▶ **Work required**
Find the word "this" in the records below. List each line containing it.

▶ **Information given**
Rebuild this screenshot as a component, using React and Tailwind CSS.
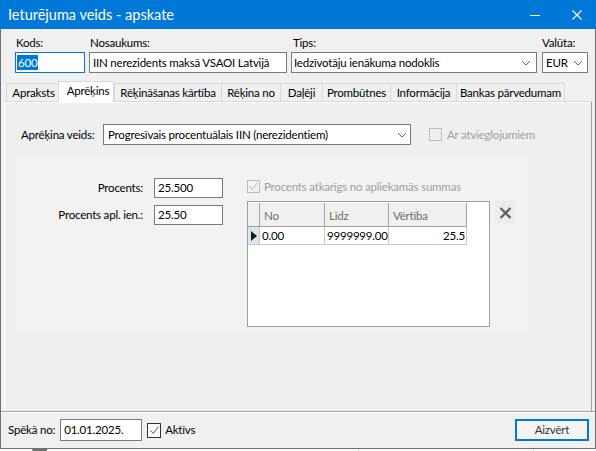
const Chevron = ({ className = "" }) => (
  <svg width="10" height="6" viewBox="0 0 10 6" className={className}>
    <path d="M1 1 L5 5 L9 1" fill="none" stroke="#606060" strokeWidth="1" />
  </svg>
);

const Check = ({ color }) => (
  <svg width="11" height="11" viewBox="0 0 11 11">
    <path d="M1.5 5.5 L4.3 8.5 L9.5 1.5" fill="none" stroke={color} strokeWidth="1" />
  </svg>
);

const tabs = [
  { t: "Apraksts", w: 54 },
  { t: "Aprēķins", w: 56, sel: true },
  { t: "Rēķināšanas kārtība", w: 107 },
  { t: "Rēķina no", w: 59 },
  { t: "Daļēji", w: 42 },
  { t: "Prombūtnes", w: 68 },
  { t: "Informācija", w: 66 },
  { t: "Bankas pārvedumam", w: 109 },
];

export default function App() {
  return (
    <div className="w-[596px] h-[451px] bg-white overflow-hidden flex flex-col whitespace-nowrap font-['Lato','Noto_Sans',sans-serif] text-[11.5px] tracking-[-0.2px] leading-[16px] text-black">
      {/* title bar */}
      <div className="h-[29px] shrink-0 bg-[#0078d7] flex items-center text-white">
        <span className="ml-[8px] text-[14.5px] tracking-normal leading-[20px]">Ieturējuma veids - apskate</span>
        <div className="ml-auto flex items-center">
          <svg width="10" height="10" viewBox="0 0 10 10" className="mr-[32px]">
            <path d="M0 5.5 H10" stroke="white" strokeWidth="1" />
          </svg>
          <svg width="10" height="10" viewBox="0 0 10 10" className="mr-[14px]">
            <path d="M0.5 0.5 L9.5 9.5 M9.5 0.5 L0.5 9.5" stroke="white" strokeWidth="1.1" />
          </svg>
        </div>
      </div>

      {/* window body */}
      <div className="h-[420px] shrink-0 flex flex-col bg-[#f0f0f0] border-x border-b border-[#707070]">
        {/* header fields */}
        <div className="flex pt-[6px] pl-[14px]">
          <div className="w-[70px] flex flex-col">
            <span className="pl-[1px] h-[17px]">Kods:</span>
            <div className="h-[21px] border border-[#0078d7] bg-white flex items-center pl-[1px]">
              <span className="bg-[#0078d7] text-white leading-[15px] px-[1px]">600</span>
            </div>
          </div>
          <div className="w-[198px] ml-[4px] flex flex-col">
            <span className="pl-[1px] h-[17px]">Nosaukums:</span>
            <div className="h-[21px] border border-[#7a7a7a] bg-white flex items-center pl-[3px]">
              IIN nerezidents maksā VSAOI Latvijā
            </div>
          </div>
          <div className="w-[246px] ml-[4px] flex flex-col">
            <span className="pl-[2px] h-[17px]">Tips:</span>
            <div className="h-[21px] border border-[#7a7a7a] bg-white flex items-center pl-[2px] pr-[5px]">
              <span>Iedzīvotāju ienākuma nodoklis</span>
              <Chevron className="ml-auto" />
            </div>
          </div>
          <div className="w-[46px] ml-[5px] flex flex-col">
            <span className="h-[17px]">Valūta:</span>
            <div className="h-[21px] border border-[#7a7a7a] bg-white flex items-center pl-[3px] pr-[4px]">
              <span>EUR</span>
              <Chevron className="ml-auto" />
            </div>
          </div>
        </div>

        {/* tabs */}
        <div className="mt-[8px] h-[20px] pl-[5px] flex items-end relative z-10">
          {tabs.map((tb, i) =>
            tb.sel ? (
              <div
                key={i}
                style={{ width: tb.w }}
                className="h-[21px] -mb-px -ml-[2px] bg-white border-x border-t border-[#d9d9d9] flex items-start justify-center pl-[4px] pt-[1px]"
              >
                {tb.t}
              </div>
            ) : (
              <div
                key={i}
                style={{ width: tb.w }}
                className="h-[18px] border-l border-t border-[#d9d9d9] last:border-r flex items-start justify-center pt-[1px]"
              >
                {tb.t}
              </div>
            )
          )}
        </div>

        {/* panel */}
        <div className="mx-[3px] border-t border-[#d9d9d9] h-[312px] flex flex-col">
          <div className="flex-1 border-l border-white border-r border-r-[#a0a0a0] bg-[#efefef] flex flex-col">
            <div className="h-px bg-white" />
            {/* Aprēķina veids row */}
            <div className="flex items-center mt-[21px] pl-[16px]">
              <span className="w-[82px]">Aprēķina veids:</span>
              <div className="w-[308px] h-[21px] border border-[#7a7a7a] bg-white flex items-center pl-[4px] pr-[3px]">
                <span>Progresīvais procentuālais IIN (nerezidentiem)</span>
                <Chevron className="ml-auto" />
              </div>
              <div className="ml-[18px] w-[13px] h-[13px] border border-[#bcbcbc]" />
              <span className="ml-[5px] text-[#a0a0a0]">Ar atvieglojumiem</span>
            </div>

            {/* group */}
            <div className="mt-[11px] ml-[11px] w-[512px] h-[177px] bg-[#f2f2f2] flex">
              <div className="w-[207px] flex flex-col pt-[22px]">
                <div className="flex items-center h-[20px]">
                  <span className="w-[127px] text-right">Procents:</span>
                  <div className="ml-[11px] w-[69px] h-[20px] border border-[#7a7a7a] bg-white flex items-center pl-[3px]">
                    25.500
                  </div>
                </div>
                <div className="flex items-center h-[20px] mt-[7px]">
                  <span className="w-[127px] text-right">Procents apl. ien.:</span>
                  <div className="ml-[11px] w-[69px] h-[20px] border border-[#7a7a7a] bg-white flex items-center pl-[3px]">
                    25.50
                  </div>
                </div>
              </div>
              <div className="ml-[24px] flex flex-col pt-[24px]">
                <div className="flex items-center h-[13px]">
                  <div className="w-[13px] h-[13px] border border-[#bcbcbc] flex items-center justify-center">
                    <Check color="#bcbcbc" />
                  </div>
                  <span className="ml-[4px] text-[#a0a0a0]">Procents atkarīgs no apliekamās summas</span>
                </div>
                <div className="flex mt-[8px]">
                  <div className="w-[243px] h-[126px] border border-[#a0a0a0] bg-white flex flex-col">
                    <div className="flex h-[24px] mt-[1px] ml-[0px]">
                      <div className="w-[12px] bg-[#f0f0f0] border-r border-[#a0a0a0] border-b" />
                      <div className="w-[65px] bg-[#f0f0f0] border-r border-b border-[#a0a0a0] pl-[4px] pt-[5px] text-[#6d6d6d]">No</div>
                      <div className="w-[64px] bg-[#f0f0f0] border-r border-b border-[#a0a0a0] pl-[4px] pt-[5px] text-[#6d6d6d]">Līdz</div>
                      <div className="w-[78px] bg-[#f0f0f0] border-r border-b border-[#a0a0a0] pl-[4px] pt-[5px] text-[#6d6d6d]">Vērtība</div>
                    </div>
                    <div className="flex h-[18px]">
                      <div className="w-[12px] bg-[#dde6ef] border-r border-b border-[#c8c8c8] flex items-center justify-center">
                        <svg width="6" height="10" viewBox="0 0 6 10">
                          <path d="M0 0 L6 5 L0 10 Z" fill="#1a1a1a" />
                        </svg>
                      </div>
                      <div className="w-[65px] border-r border-b border-[#c8c8c8] pl-[2px] flex items-center">0.00</div>
                      <div className="w-[64px] border-r border-b border-[#c8c8c8] pl-[2px] flex items-center">9999999.00</div>
                      <div className="w-[78px] border-r border-b border-[#c8c8c8] pr-[1px] flex items-center justify-end">25.5</div>
                    </div>
                  </div>
                  <div className="ml-[5px] w-[20px] h-[23px] bg-[#ececec] flex items-center justify-center">
                    <svg width="13" height="12" viewBox="0 0 13 12">
                      <path d="M1.5 1 L11.5 11 M11.5 1 L1.5 11" stroke="#646464" strokeWidth="2.4" />
                    </svg>
                  </div>
                </div>
              </div>
            </div>
          </div>
          <div className="h-px bg-[#a0a0a0] -mx-[3px]" />
          <div className="h-px bg-white -mx-[3px]" />
        </div>

        {/* footer */}
        <div className="flex items-center pl-[7px] pr-[6px] mt-[6px]">
          <span>Spēkā no:</span>
          <div className="ml-[5px] w-[82px] h-[22px] border border-[#7a7a7a] bg-white flex items-center pl-[3px]">
            01.01.2025.
          </div>
          <div className="ml-[5px] w-[14px] h-[15px] border border-[#333333] bg-white flex items-center justify-center">
            <Check color="#555555" />
          </div>
          <span className="ml-[4px]">Aktīvs</span>
          <div className="ml-auto w-[74px] h-[22px] border-2 border-[#0078d7] bg-[#f4f4f4] flex items-center justify-center text-[#333]">
            Aizvērt
          </div>
        </div>
      </div>

      {/* strip below window */}
      <div className="flex h-[2px] bg-white">
        <div className="w-[33px] border-r border-[#a0a0a0]" />
        <div className="w-[14px] bg-[#707070]" />
        <div className="w-[312px] border-r border-[#d0d0d0]" />
        <div className="w-[175px] border-r border-[#d0d0d0]" />
      </div>
    </div>
  );
}
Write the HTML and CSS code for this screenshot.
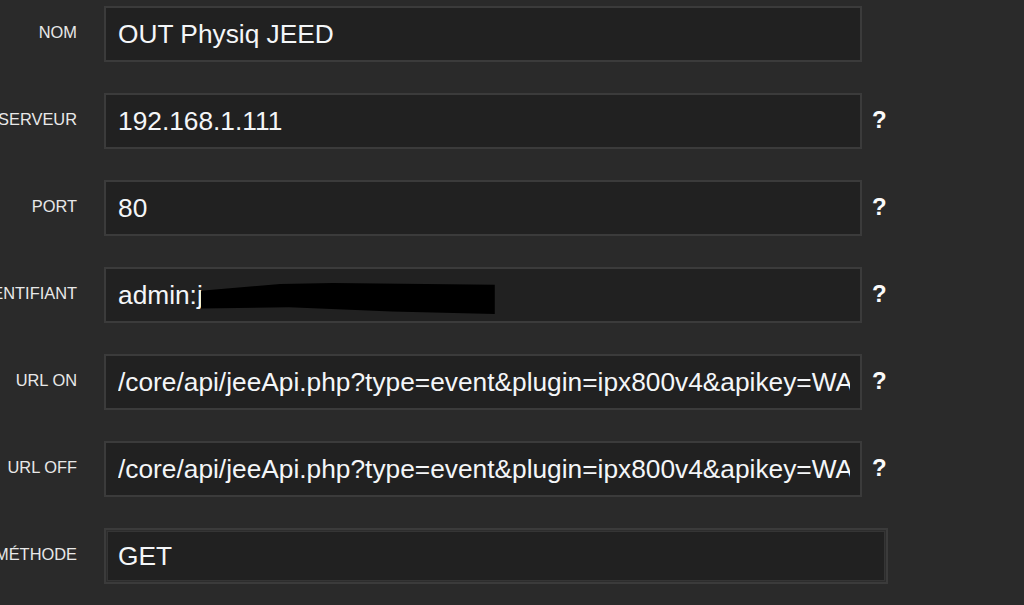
FILE: index.html
```html
<!DOCTYPE html>
<html lang="fr">
<head>
<meta charset="utf-8">
<link rel="stylesheet" href="styles.css">
<title>Équipement</title>
</head>
<body>
<form class="form">
  <div class="row">
    <label class="lbl">Nom</label>
    <div class="field"><span class="val">OUT Physiq JEED</span></div>
  </div>
  <div class="row">
    <label class="lbl">Serveur</label>
    <div class="field"><span class="val">192.168.1.111</span></div>
    <span class="help">?</span>
  </div>
  <div class="row">
    <label class="lbl">Port</label>
    <div class="field"><span class="val">80</span></div>
    <span class="help">?</span>
  </div>
  <div class="row">
    <label class="lbl">Identifiant</label>
    <div class="field"><span class="val">admin:j<span class="redact"></span></span></div>
    <span class="help">?</span>
  </div>
  <div class="row">
    <label class="lbl">URL ON</label>
    <div class="field"><span class="val">/core/api/jeeApi.php?type=event&amp;plugin=ipx800v4&amp;apikey=WA</span></div>
    <span class="help">?</span>
  </div>
  <div class="row">
    <label class="lbl">URL OFF</label>
    <div class="field"><span class="val">/core/api/jeeApi.php?type=event&amp;plugin=ipx800v4&amp;apikey=WA</span></div>
    <span class="help">?</span>
  </div>
  <div class="row">
    <label class="lbl">Méthode</label>
    <div class="field select"><span class="val">GET</span></div>
  </div>
</form>
</body>
</html>
```
FILE: styles.css
```css
html, body {
  margin: 0;
  padding: 0;
  background: #2a2a2a;
  overflow: hidden;
  height: 605px;
}
body {
  font-family: "Liberation Sans", Arial, sans-serif;
  color: #f0f0f0;
}
.form {
  display: flex;
  flex-direction: column;
  gap: 31px;
  padding-top: 6px;
}
.row {
  display: flex;
  align-items: center;
  height: 56px;
}
.lbl {
  width: 77px;
  flex: none;
  display: flex;
  justify-content: flex-end;
  white-space: nowrap;
  text-transform: uppercase;
  font-size: 16.4px;
  color: #e8e8e8;
  margin-right: 27px;
  margin-top: -3px;
}
.field {
  box-sizing: border-box;
  width: 758px;
  height: 56px;
  flex: none;
  background: #212121;
  border: 2px solid #3b3b3b;
  padding: 0 10px 0 12px;
  font-size: 26.3px;
  line-height: 52px;
  color: #f4f6f8;
}
.val {
  display: block;
  white-space: nowrap;
  overflow: hidden;
}
.select {
  width: 784px;
  box-shadow: inset 0 0 0 1px #2d2d2d, inset 0 0 0 2px #353535;
}
.help {
  margin-left: 10px;
  font-size: 24px;
  font-weight: bold;
  color: #fafafa;
  margin-top: -2px;
}
.redact {
  display: inline-block;
  width: 294px;
  height: 31px;
  background: #000;
  vertical-align: -10px;
  margin-left: -2px;
  clip-path: polygon(0 25%, 27% 3%, 45% 0, 100% 6%, 100% 100%, 65% 92%, 30% 78%, 0 82%);
}
```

▶ **Finished answer**
Rebuild this screenshot as a component, using React and Tailwind CSS.
Write the HTML and CSS code for this screenshot.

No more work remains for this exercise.